Like most college professors, I have a general idea of what I would like students to know by the time they leave my class. That may include specific dates, names, places, moments, and scholarly arguments put forward in the readings. But just as often, I have structured a course so that students will be able to answer a question about the differences in, for example, what constitutes political organizing if it’s from the grass roots or the political elite. If the topic currently in the news challenges, makes more complex, or is particularly illustrative of an overarching theme I’m focusing on, then I may revise the syllabus to include it.
2. Am I familiar with enough scholarly sources to contextualize the moment or event beyond what is readily available in newspapers and social media?
If my choosing to “teach” a subject will ultimately amount to little more than chatting with students about what has been written in the mainstream or digital news, in my Twitter feed, or on my Facebook page, I will probably not teach it. If I am engaged by a topic, in order to teach it I have to be able to contextualize it with relevant scholarly work that I can present in a lecture or assign as readings. If I can’t do that, then I might chose to just spend a few minutes at the beginning or end of class, during which we all share what we are thinking about the subject and how it’s being represented in social media.
3. Is more gained by my teaching this topic than by my leading a town-hall meeting, urging students to organize a panel, or allowing them to discuss the issue during the first few minutes of class?
More than any other question, this is the one that has stopped me from revising a syllabus to include a unit on a current- events topic. If I am contemplating spending a week or more of class time on one topic primarily because I want to know what students are thinking about it, or think students need to let off steam, then I will probably choose to work with student groups to host an event or workshop that can accomplish those aims, rather than rework my syllabus.
4. Is this my “lane”?
There are certain topics, figures, regions, and historical eras about which I know enough to teach to others. I take those things to be my lane. Lanes can certainly change as our interests and training do. Like many professors, I have an opinion and can make an argument about many topics. But having an opinion, or the ability to make an argument, is not a substitute for training, research, and knowledge.
5. If I introduce a new topic into the course, am I prepared to teach students what they don’t know but may need to know in order to fully understand it?
It’s not always possible to know what students come to class having already learned. But it’s often possible to hazard a guess. For example, a few years ago, the Southern Poverty Law Center published a report, based on the National Assessment of Educational Progress, that found that more than half of the states fail at teaching the civil-rights movement. If a current-event topic requires a certain amount of background knowledge in order to teach it effectively, then I either have to further revise the syllabus to include that background information or take a pass on teaching that event.

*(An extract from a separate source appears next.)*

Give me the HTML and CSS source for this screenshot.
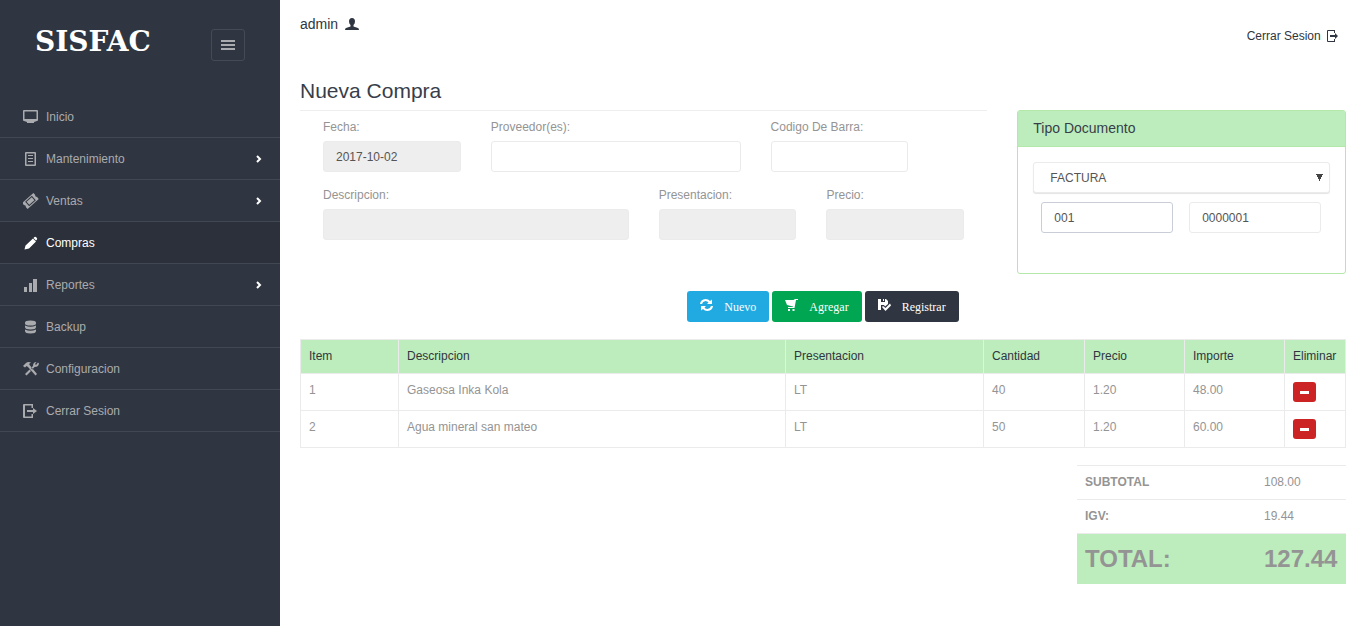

This semester I am teaching a course, “The Black 70s,” about race, activism, protest politics, and popular culture during that decade. We were always going to begin with a survey of urban rebellions and uprisings from 1964 to 1968, as a sort of “prehistory” for the course. By Week 3 we were going to be looking at the executive summary of the Kerner Commission reports on the riots of 1967, which chronicled the reasons each riot took place and outlined how government action and inaction were ultimately responsible. The commission found the main causes to be police brutality and overreaction; race-based disparities in housing, education, and employment; racial segregation; anger and frustration allowed to fester without acknowledgment or redress for far too long; and a basic lack of interest on the part of a majority of whites living in suburban communities regarding the lives and well-being of black Americans.
In the context of my course this fall, the circumstances that led to the events in Ferguson this summer helped to explain and make real a past that students had previously only dimly understood. That past in turn became a key means of understanding the contemporary consequences of both community and government inaction in the face of race-based injustice. For both periods of time, the students in the course are gaining both the skills and the knowledge to help explain for themselves and to others all the ways, as the Twitter meme says, that #BlackLivesMatter.
When the marriage of a current event and a course are that tightly intertwined, there isn’t a need to ask any other questions beyond one: How quickly can I get that syllabus revised?